Отсюда к Орше (четыре мили). Между Дубровно и Оршей протекает река Кропивна. Здесь, ближе к Орше, и произошла та битва, о которой сказано выше. От Вязьмы и до этого места Борисфен был у нас справа, и близ Орши мы вынуждены были переправляться через него на небольшом расстоянии ниже Смоленска. Оставив реку около Орши, мы прибыли прямо в Друцк (восемь миль), Гродно (так! — А. Н.), одиннадцать миль;
Борисов (шесть миль), на реке Березине, истоки которой Птолемей приписывает Днепру,
Логойск (восемь миль),
Радошковичи (семь миль),
Красное Село (две мили), Молодечно (две мили), городок Крево с заброшенной крепостью (шесть миль),
Меднинкай, тоже городок с покинутой крепостью (семь миль), а оттуда достигли наконец Вильны{358}. После отъезда короля{359} в Краков в Польшу я задержался там на несколько дней, ожидая возвращения через Ливонию из Новгорода слуг с моими лошадьми. Встретив их, я затем 30 декабря свернул на четыре мили с дороги в Троки — это два замка, обнесенных стеной, чтобы посмотреть там на заключенных за оградой в саду бизонов, которых иные называют буйволами.

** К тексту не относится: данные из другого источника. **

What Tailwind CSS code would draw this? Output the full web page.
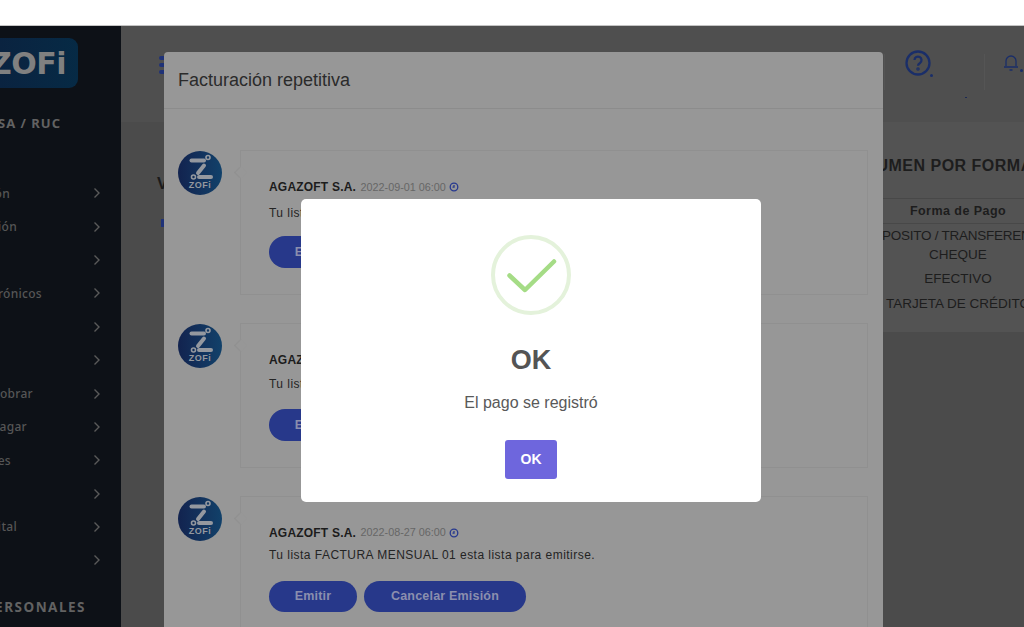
<!DOCTYPE html>
<html lang="en">
<head>
  <meta charset="UTF-8">
  <title>Facturación repetitiva</title>
  <script src="https://cdn.jsdelivr.net/npm/@tailwindcss/browser@4"></script>
</head>
<body class="relative h-[627px] overflow-hidden bg-white font-['Liberation_Sans',Arial,sans-serif]">
  <div class="h-[26px] bg-white border-b border-[#c4c4c4]"></div>

  <div class="flex h-[601px]">
    <!-- sidebar -->
    <aside class="w-[121px] shrink-0 overflow-hidden bg-[#0d1117] font-['Noto_Sans',sans-serif] text-[#565656]">
      <div class="mt-[12px] w-[78px] h-[50px] flex items-center justify-end pr-[12px] rounded-r-[9px] bg-gradient-to-r from-[#0a2340] to-[#062a45]">
        <span class="whitespace-nowrap font-['DejaVu_Sans',sans-serif] font-bold text-[30px] tracking-[-0.5px] text-[#808080]">AGAZOFi</span>
      </div>
      <div class="mt-[26px] w-[61px] flex justify-end whitespace-nowrap font-bold text-[13px] tracking-[1px] text-[#626262]">EMPRESA / RUC</div>

      <nav class="mt-[43px]">
        <div class="flex items-center h-[33.4px]"><span class="w-[10px] pt-[1px] flex justify-end whitespace-nowrap text-[12px] font-medium tracking-[0.3px]">Facturación</span><svg class="ml-[82px] w-[10px] h-[12px]" viewBox="0 0 10 12" fill="none" stroke="#5a5a5a" stroke-width="1.4"><path d="M2.5 1.5 7 6l-4.500 4.500"/></svg></div>
        <div class="flex items-center h-[33.4px]"><span class="w-[17px] pt-[1px] flex justify-end whitespace-nowrap text-[12px] font-medium tracking-[0.3px]">Cotización</span><svg class="ml-[75px] w-[10px] h-[12px]" viewBox="0 0 10 12" fill="none" stroke="#5a5a5a" stroke-width="1.4"><path d="M2.5 1.5 7 6l-4.500 4.500"/></svg></div>
        <div class="flex items-center h-[33.4px] pl-[92px]"><svg class="w-[10px] h-[12px]" viewBox="0 0 10 12" fill="none" stroke="#5a5a5a" stroke-width="1.4"><path d="M2.5 1.5 7 6l-4.500 4.500"/></svg></div>
        <div class="flex items-center h-[33.4px]"><span class="w-[42px] pt-[1px] flex justify-end whitespace-nowrap text-[12px] font-medium tracking-[0.3px]">Documentos electrónicos</span><svg class="ml-[50px] w-[10px] h-[12px]" viewBox="0 0 10 12" fill="none" stroke="#5a5a5a" stroke-width="1.4"><path d="M2.5 1.5 7 6l-4.500 4.500"/></svg></div>
        <div class="flex items-center h-[33.4px] pl-[92px]"><svg class="w-[10px] h-[12px]" viewBox="0 0 10 12" fill="none" stroke="#5a5a5a" stroke-width="1.4"><path d="M2.5 1.5 7 6l-4.500 4.500"/></svg></div>
        <div class="flex items-center h-[33.4px] pl-[92px]"><svg class="w-[10px] h-[12px]" viewBox="0 0 10 12" fill="none" stroke="#5a5a5a" stroke-width="1.4"><path d="M2.5 1.5 7 6l-4.500 4.500"/></svg></div>
        <div class="flex items-center h-[33.4px]"><span class="w-[33px] pt-[1px] flex justify-end whitespace-nowrap text-[12px] font-medium tracking-[0.3px]">Cuentas por cobrar</span><svg class="ml-[59px] w-[10px] h-[12px]" viewBox="0 0 10 12" fill="none" stroke="#5a5a5a" stroke-width="1.4"><path d="M2.5 1.5 7 6l-4.500 4.500"/></svg></div>
        <div class="flex items-center h-[33.4px]"><span class="w-[27px] pt-[1px] flex justify-end whitespace-nowrap text-[12px] font-medium tracking-[0.3px]">Cuentas por pagar</span><svg class="ml-[65px] w-[10px] h-[12px]" viewBox="0 0 10 12" fill="none" stroke="#5a5a5a" stroke-width="1.4"><path d="M2.5 1.5 7 6l-4.500 4.500"/></svg></div>
        <div class="flex items-center h-[33.4px]"><span class="w-[11px] pt-[1px] flex justify-end whitespace-nowrap text-[12px] font-medium tracking-[0.3px]">Reportes</span><svg class="ml-[81px] w-[10px] h-[12px]" viewBox="0 0 10 12" fill="none" stroke="#5a5a5a" stroke-width="1.4"><path d="M2.5 1.5 7 6l-4.500 4.500"/></svg></div>
        <div class="flex items-center h-[33.4px] pl-[92px]"><svg class="w-[10px] h-[12px]" viewBox="0 0 10 12" fill="none" stroke="#5a5a5a" stroke-width="1.4"><path d="M2.5 1.5 7 6l-4.500 4.500"/></svg></div>
        <div class="flex items-center h-[33.4px]"><span class="w-[17px] flex justify-end whitespace-nowrap text-[12px] font-medium tracking-[0.3px]">Capital</span><svg class="ml-[75px] w-[10px] h-[12px]" viewBox="0 0 10 12" fill="none" stroke="#5a5a5a" stroke-width="1.4"><path d="M2.5 1.5 7 6l-4.500 4.500"/></svg></div>
        <div class="flex items-center h-[33.4px] pl-[92px]"><svg class="w-[10px] h-[12px]" viewBox="0 0 10 12" fill="none" stroke="#5a5a5a" stroke-width="1.4"><path d="M2.5 1.5 7 6l-4.500 4.500"/></svg></div>
      </nav>
      <div class="mt-[20px] w-[86px] flex justify-end whitespace-nowrap font-bold text-[13.500px] tracking-[1.5px] text-[#626262]">DATOS PERSONALES</div>
    </aside>

    <!-- page behind the modals -->
    <main class="flex-1 min-w-0 overflow-hidden bg-[#4b4b4b]">
      <header class="relative h-[96px] bg-[#4f4f4f] flex items-start pl-[38px] pt-[28px]">
        <svg class="w-[8px] h-[20px] mt-[1px]" viewBox="0 0 8 20" fill="#1f3278"><rect x="0" y="1" width="8" height="4" rx="2"/><rect x="0" y="8" width="8" height="4" rx="2"/><rect x="0" y="15" width="8" height="4" rx="2"/></svg>
        <div class="ml-auto flex items-start">
          <div class="relative w-[100px] h-[36px] border-l border-[#555]">
            <svg class="ml-[19px] w-[28px] h-[28px] -mt-[5px]" viewBox="0 0 28 28" fill="none" stroke="#1a2e69" stroke-width="2.300"><circle cx="14" cy="14" r="11.500"/><path d="M10.500 11a3.500 3.500 0 1 1 5.500 3c-1.300.8-2 1.500-2 2.800"/><circle cx="14" cy="20" r=".6"/></svg>
            <span class="absolute left-[44.500px] top-[20px] w-[3px] h-[3px] rounded-full bg-[#1a2e69]"></span>
          </div>
          <div class="relative w-[40px] h-[36px] border-l border-[#555]">
            <svg class="ml-[18px] w-[16px] h-[18px]" viewBox="0 0 16 18" fill="none" stroke="#1a2e69" stroke-width="1.300"><path d="M3 12V7a5 5 0 0 1 10 0v5M1 13h14M6.500 16h3"/></svg>
            <span class="absolute left-[34.500px] top-[15px] w-[3px] h-[3px] rounded-full bg-[#1a2e69]"></span>
          </div>
        </div>
        <span class="absolute left-[844px] top-[71px] w-[2px] h-[1px] bg-[#1c2a55]"></span>
      </header>
      <div class="flex items-start">
        <div class="flex-1 pl-[36px] pt-[50px]">
          <div class="font-bold text-[16px] text-[#1a1a1a]">Ventas</div>
          <div class="mt-[23px] ml-[4px] w-[6px] h-[8px] bg-[#1f3278]"></div>
        </div>
        <section class="w-[232px] -mr-[50px] h-[210px] bg-[#535353] shrink-0 text-center text-[#1d1d1d] text-[13.500px]">
          <h2 class="pt-[32px] h-[76px] font-bold text-[16px] tracking-[0.5px] whitespace-nowrap">RESUMEN POR FORMA DE PAGO</h2>
          <div class="h-[26px] border-y border-[#484848] font-bold text-[12.500px] leading-[25px] tracking-[0.45px]">Forma de Pago</div>
          <div class="pt-[3px] leading-[18px] whitespace-nowrap tracking-[-0.25px]">DEPOSITO / TRANSFERENCIA</div>
          <div class="leading-[20px]">CHEQUE</div>
          <div class="pt-[5px] leading-[18px]">EFECTIVO</div>
          <div class="pt-[7px] leading-[18px]">TARJETA DE CRÉDITO</div>
        </section>
      </div>
    </main>
  </div>

  <!-- Facturación repetitiva modal -->
  <div class="absolute left-[164px] top-[52px] bottom-0 w-[719px] overflow-hidden rounded-t-[4px] bg-[#979797]">
    <div class="h-[57px] border-b border-[#8c8c8c] pl-[14px] pt-[17px] text-[18px] leading-[22px] text-[#2b2b2b]">Facturación repetitiva</div>

    <div class="pl-[14px] pr-[15px] pt-[41px] flex flex-col gap-[28px]">
      <div class="flex items-start">
        <div class="mt-[1px] w-[44px] h-[44px] shrink-0 rounded-full bg-gradient-to-r from-[#12234f] to-[#11416a]">
          <svg class="w-[44px] h-[44px]" viewBox="0 0 44 44" fill="none" stroke="#94989f" stroke-width="4" stroke-linecap="round"><path d="M13.500 9.500H26"/><path d="M26 14.500 20 22"/><path d="M21 26H33"/><circle cx="30" cy="6.500" r=".8"/><circle cx="15.500" cy="26" r=".8"/><text x="22" y="37" text-anchor="middle" fill="#94989f" stroke="none" font-family="Liberation Sans" font-weight="700" font-size="9" letter-spacing=".5">ZOFi</text></svg>
        </div>
        <article class="relative ml-[18px] flex-1 h-[145px] border border-[#909090] pl-[28px] pt-[28px]">
          <span class="absolute -left-[5px] top-[17px] w-[9px] h-[9px] rotate-45 border-l border-b border-[#909090] bg-[#979797]"></span>
          <div class="flex items-center text-[#1c1c1c] h-[16px]"><b class="font-bold text-[12px] tracking-[0.2px]">AGAZOFT S.A.</b><span class="ml-[4.500px] text-[10.800px] text-[#666]">2022-09-01 06:00</span><svg class="ml-[3px] w-[10px] h-[10px]" viewBox="0 0 10 10" fill="none" stroke="#27398f" stroke-width="1.300"><circle cx="5" cy="5" r="3.800"/><path d="M5 3v2.200H3.500"/></svg></div>
          <p class="mt-[11px] text-[12px] leading-[14px] tracking-[0.47px] text-[#242424]">Tu lista FACTURA MENSUAL 02 esta lista para emitirse.</p>
          <div class="mt-[16px] flex gap-[7px]">
            <button class="w-[88px] h-[32px] rounded-full bg-[#27388a] text-[12.500px] font-bold tracking-[0.2px] text-[#8b8fae]">Emitir</button>
            <button class="w-[162px] h-[32px] rounded-full bg-[#27388a] text-[12.500px] font-bold tracking-[0.2px] text-[#8b8fae]">Cancelar Emisión</button>
          </div>
        </article>
      </div>

      <div class="flex items-start">
        <div class="mt-[1px] w-[44px] h-[44px] shrink-0 rounded-full bg-gradient-to-r from-[#12234f] to-[#11416a]">
          <svg class="w-[44px] h-[44px]" viewBox="0 0 44 44" fill="none" stroke="#94989f" stroke-width="4" stroke-linecap="round"><path d="M13.500 9.500H26"/><path d="M26 14.500 20 22"/><path d="M21 26H33"/><circle cx="30" cy="6.500" r=".8"/><circle cx="15.500" cy="26" r=".8"/><text x="22" y="37" text-anchor="middle" fill="#94989f" stroke="none" font-family="Liberation Sans" font-weight="700" font-size="9" letter-spacing=".5">ZOFi</text></svg>
        </div>
        <article class="relative ml-[18px] flex-1 h-[144.500px] border border-[#909090] pl-[28px] pt-[28px]">
          <span class="absolute -left-[5px] top-[17px] w-[9px] h-[9px] rotate-45 border-l border-b border-[#909090] bg-[#979797]"></span>
          <div class="flex items-center text-[#1c1c1c] h-[16px]"><b class="font-bold text-[12px] tracking-[0.2px]">AGAZOFT S.A.</b><span class="ml-[4.500px] text-[10.800px] text-[#666]">2022-08-30 06:00</span><svg class="ml-[3px] w-[10px] h-[10px]" viewBox="0 0 10 10" fill="none" stroke="#27398f" stroke-width="1.300"><circle cx="5" cy="5" r="3.800"/><path d="M5 3v2.200H3.500"/></svg></div>
          <p class="mt-[9px] text-[12px] leading-[14px] tracking-[0.47px] text-[#242424]">Tu lista FACTURA MENSUAL 02 esta lista para emitirse.</p>
          <div class="mt-[18px] flex gap-[7px]">
            <button class="w-[88px] h-[32px] rounded-full bg-[#27388a] text-[12.500px] font-bold tracking-[0.2px] text-[#8b8fae]">Emitir</button>
            <button class="w-[162px] h-[32px] rounded-full bg-[#27388a] text-[12.500px] font-bold tracking-[0.2px] text-[#8b8fae]">Cancelar Emisión</button>
          </div>
        </article>
      </div>

      <div class="flex items-start">
        <div class="mt-[1px] w-[44px] h-[44px] shrink-0 rounded-full bg-gradient-to-r from-[#12234f] to-[#11416a]">
          <svg class="w-[44px] h-[44px]" viewBox="0 0 44 44" fill="none" stroke="#94989f" stroke-width="4" stroke-linecap="round"><path d="M13.500 9.500H26"/><path d="M26 14.500 20 22"/><path d="M21 26H33"/><circle cx="30" cy="6.500" r=".8"/><circle cx="15.500" cy="26" r=".8"/><text x="22" y="37" text-anchor="middle" fill="#94989f" stroke="none" font-family="Liberation Sans" font-weight="700" font-size="9" letter-spacing=".5">ZOFi</text></svg>
        </div>
        <article class="relative ml-[18px] flex-1 h-[145px] border border-[#909090] pl-[28px] pt-[28px]">
          <span class="absolute -left-[5px] top-[17px] w-[9px] h-[9px] rotate-45 border-l border-b border-[#909090] bg-[#979797]"></span>
          <div class="flex items-center text-[#1c1c1c] h-[16px]"><b class="font-bold text-[12px] tracking-[0.2px]">AGAZOFT S.A.</b><span class="ml-[4.500px] text-[10.800px] text-[#666]">2022-08-27 06:00</span><svg class="ml-[3px] w-[10px] h-[10px]" viewBox="0 0 10 10" fill="none" stroke="#27398f" stroke-width="1.300"><circle cx="5" cy="5" r="3.800"/><path d="M5 3v2.200H3.500"/></svg></div>
          <p class="mt-[7px] text-[12px] leading-[14px] tracking-[0.47px] text-[#242424]">Tu lista FACTURA MENSUAL 01 esta lista para emitirse.</p>
          <div class="mt-[19px] flex gap-[7px]">
            <button class="w-[88px] h-[31px] rounded-full bg-[#27388a] text-[12.500px] font-bold tracking-[0.2px] text-[#8b8fae]">Emitir</button>
            <button class="w-[162px] h-[31px] rounded-full bg-[#27388a] text-[12.500px] font-bold tracking-[0.2px] text-[#8b8fae]">Cancelar Emisión</button>
          </div>
        </article>
      </div>
    </div>
  </div>

  <!-- success alert -->
  <div class="absolute left-[301px] top-[199px] w-[460px] h-[303px] rounded-[5px] bg-white flex flex-col items-center pt-[36px]">
    <svg class="w-[80px] h-[80px]" viewBox="0 0 80 80" fill="none">
      <circle cx="40" cy="40" r="38" stroke="#e4f2db" stroke-width="4"/>
      <path d="M18.500 40.500 34 55 63 26.500" stroke="#a5dc86" stroke-width="4.500" stroke-linecap="round" stroke-linejoin="round"/>
    </svg>
    <h2 class="mt-[27px] text-[27px] leading-[36px] font-bold text-[#545454]">OK</h2>
    <p class="mt-[14px] text-[16px] leading-[22px] text-[#595959]">El pago se registró</p>
    <button class="mt-[26px] w-[52px] h-[39px] rounded-[3px] bg-[#6e66dd] text-[14px] font-bold text-white">OK</button>
  </div>
</body>
</html>
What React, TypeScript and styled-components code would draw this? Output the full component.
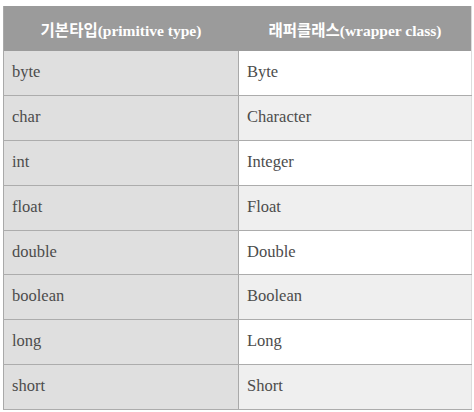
import styled, { createGlobalStyle } from "styled-components";

const GlobalStyle = createGlobalStyle`
  html, body {
    margin: 0;
    padding: 0;
    background: #ffffff;
  }
`;

const Page = styled.div`
  padding: 6px 2px 0 3px;
`;

const Table = styled.table`
  width: 469px;
  border-collapse: collapse;
  table-layout: fixed;
  font-family: "Liberation Serif", "Noto Sans CJK KR", serif;
  border-left: 1px solid #a9a9a9;
  border-right: 1px solid #dcdcdc;
`;

const HeadCell = styled.th`
  background: #9b9b9b;
  color: #ffffff;
  font-weight: 700;
  font-size: 15.5px;
  height: 45px;
  padding: 0;
  text-align: center;
  vertical-align: middle;
  box-sizing: border-box;
  &:first-child {
    border-right: 1px solid #9b9b9b;
  }
`;

const Cell = styled.td<{ $key?: boolean; $striped?: boolean }>`
  height: 44.8px;
  box-sizing: border-box;
  padding: 0 0 2px 8px;
  font-size: 16.5px;
  color: #4c4c4c;
  vertical-align: middle;
  border-bottom: 1px solid #acacac;
  background: ${(p) => (p.$key ? "#dfdfdf" : p.$striped ? "#efefef" : "#ffffff")};
  border-right: ${(p) => (p.$key ? "1px solid #a9a9a9" : "none")};
`;

const rows: [string, string][] = [
  ["byte", "Byte"],
  ["char", "Character"],
  ["int", "Integer"],
  ["float", "Float"],
  ["double", "Double"],
  ["boolean", "Boolean"],
  ["long", "Long"],
  ["short", "Short"],
];

export default function App() {
  return (
    <Page>
      <GlobalStyle />
      <Table>
        <colgroup>
          <col style={{ width: 235 }} />
          <col />
        </colgroup>
        <thead>
          <tr>
            <HeadCell>기본타입(primitive type)</HeadCell>
            <HeadCell>래퍼클래스(wrapper class)</HeadCell>
          </tr>
        </thead>
        <tbody>
          {rows.map(([prim, wrap], i) => (
            <tr key={prim}>
              <Cell $key>{prim}</Cell>
              <Cell $striped={i % 2 === 1}>{wrap}</Cell>
            </tr>
          ))}
        </tbody>
      </Table>
    </Page>
  );
}
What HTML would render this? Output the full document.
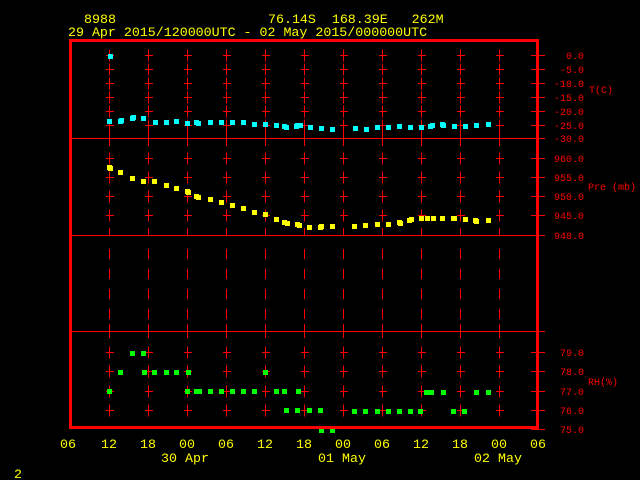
<!DOCTYPE html>
<html><head><meta charset="utf-8">
<style>
html,body{margin:0;padding:0;background:#000;width:640px;height:480px;overflow:hidden}
svg{display:block}
text{font-family:"Liberation Mono",monospace}
.y{fill:#ffff00;font-size:13.3px}
.r{fill:#ff0000;font-size:10px}
</style></head><body>
<svg id="s" width="640" height="480" viewBox="0 0 640 480" xmlns="http://www.w3.org/2000/svg" shape-rendering="crispEdges">
<rect width="640" height="480" fill="#000"/>
<g id="grid" stroke="#ff0000" stroke-width="1"></g>
<g id="pts"></g>
<rect x="70.5" y="40.5" width="467" height="387" fill="none" stroke="#ff0000" stroke-width="3"/>
<text class="y" x="84" y="23">8988</text>
<text class="y" x="268" y="23" xml:space="preserve">76.14S  168.39E   262M</text>
<text class="y" x="68" y="36">29 Apr 2015/120000UTC - 02 May 2015/000000UTC</text>
<g class="r" text-anchor="end">
<text x="584" y="59">0.0</text>
<text x="584" y="73">-5.0</text>
<text x="584" y="87">-10.0</text>
<text x="584" y="101">-15.0</text>
<text x="584" y="115">-20.0</text>
<text x="584" y="129">-25.0</text>
<text x="584" y="142">-30.0</text>
<text x="584" y="162">960.0</text>
<text x="584" y="181">955.0</text>
<text x="584" y="200">950.0</text>
<text x="584" y="219">945.0</text>
<text x="584" y="239">940.0</text>
<text x="584" y="356">79.0</text>
<text x="584" y="375">78.0</text>
<text x="584" y="395">77.0</text>
<text x="584" y="414">76.0</text>
<text x="584" y="433">75.0</text>
</g>
<text class="r" x="589" y="93">T(C)</text>
<text class="r" x="588" y="190" xml:space="preserve">Pre (mb)</text>
<text class="r" x="588" y="385">RH(%)</text>
<g class="y" text-anchor="middle">
<text x="68" y="448">06</text><text x="109" y="448">12</text><text x="148" y="448">18</text>
<text x="187" y="448">00</text><text x="226" y="448">06</text><text x="265" y="448">12</text>
<text x="304" y="448">18</text><text x="343" y="448">00</text><text x="382" y="448">06</text>
<text x="421" y="448">12</text><text x="460" y="448">18</text><text x="499" y="448">00</text>
<text x="538" y="448">06</text>
<text x="185" y="462">30 Apr</text><text x="342" y="462">01 May</text><text x="498" y="462">02 May</text>
</g>
<text class="y" x="14" y="478">2</text>
</svg>
<script>
var NS="http://www.w3.org/2000/svg";
var g=document.getElementById('grid'),p=document.getElementById('pts');
function L(x1,y1,x2,y2){var l=document.createElementNS(NS,'line');l.setAttribute('x1',x1);l.setAttribute('y1',y1);l.setAttribute('x2',x2);l.setAttribute('y2',y2);g.appendChild(l);}
var xs=[109,148,187,226,265,304,343,382,421,460,499];
var crossY=[55,69,83,97,111,125,158,177,196,215,352,371,391,410];
xs.forEach(function(x){
 var xx=x+0.5;
 crossY.forEach(function(y){L(xx,y-5.5,xx,y+6.5);L(x-3,y+0.5,x+5,y+0.5);});
 L(xx,131,xx,139);L(xx,139,xx,146);
 L(xx,228,xx,236);
 [254,274,294,314].forEach(function(y){L(xx,y-5,xx,y+5);});
 L(xx,324,xx,338);
});
// horizontal lines
L(71,138.5,545,138.5);L(71,235.5,545,235.5);L(71,331.5,545,331.5);
// right ticks
[55,69,83,97,111,125,158,177,196,215,352,371,391,410,429].forEach(function(y){L(531,y+0.5,545,y+0.5);});
function P(arr,c){arr.forEach(function(a){var r=document.createElementNS(NS,'rect');r.setAttribute('x',a[0]-2);r.setAttribute('y',a[1]-2);r.setAttribute('width',5);r.setAttribute('height',5);r.setAttribute('fill',c);p.appendChild(r);});}
P([[110,56],[109,121],[120,121],[121,120],[132,118],[133,117],[143,118],[155,122],[166,122],[176,121],[187,123],[196,122],[198,123],[210,122],[221,122],[232,122],[243,122],[254,124],[265,124],[276,125],[284,126],[286,127],[296,126],[297,125],[300,125],[310,127],[321,128],[332,129],[355,128],[366,129],[377,127],[388,127],[399,126],[410,127],[421,127],[430,126],[432,125],[442,124],[443,125],[454,126],[465,126],[476,125],[488,124]],'#00ffff');
P([[109,167],[110,168],[120,172],[132,178],[143,181],[154,181],[166,185],[176,188],[187,191],[188,192],[196,196],[198,197],[210,199],[221,202],[232,205],[243,208],[254,212],[265,214],[276,219],[284,222],[287,223],[297,224],[299,225],[309,227],[320,227],[321,226],[332,226],[354,226],[365,225],[377,224],[388,224],[399,222],[400,223],[409,220],[411,219],[421,218],[427,218],[433,218],[442,218],[453,218],[454,218],[465,219],[475,220],[476,221],[488,220]],'#ffff00');
P([[132,353],[143,353],[120,372],[144,372],[154,372],[166,372],[176,372],[188,372],[265,372],[109,391],[187,391],[196,391],[199,391],[210,391],[221,391],[232,391],[243,391],[254,391],[276,391],[284,391],[298,391],[286,410],[297,410],[309,410],[320,410],[354,411],[365,411],[377,411],[388,411],[399,411],[410,411],[420,411],[453,411],[464,411],[426,392],[431,392],[443,392],[476,392],[488,392],[321,430],[332,430]],'#00ff00');
</script>
</body></html>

Никлас Нипшиц, слуга короля, ожидал меня в Вильне, чтобы ехать со мной в Краков. Когда мы подъезжали к Трокам, воевода господин Григорий Радзивилл{360} прислал к Нипшицу человека, обижаясь, что тот везет к нему чужих гостей без его приглашения и против его воли. Нипшиц извинился так: он-де не мог удержать меня, когда я туда поехал. Воевода был несколько задет моим неожиданным и нечаянным прибытием, однако, после долгих переговоров, когда я прибыл в гостиницу, прислал ко мне приглашение на следующий день на обед. Я дважды отказывался, но на третий раз Нипшиц уговорил меня согласиться. За столом присутствовал татарин, заволжский царь Ших-Ахмет. Его с почетом содержали там, как бы под домашним арестом в двух замках, обнесенных стенами и выстроенных промеж озер. За обедом он толковал со мной через толмача о всевозможных делах, именуя цесаря своим братом и говоря, что все государи и цари — братья между собой.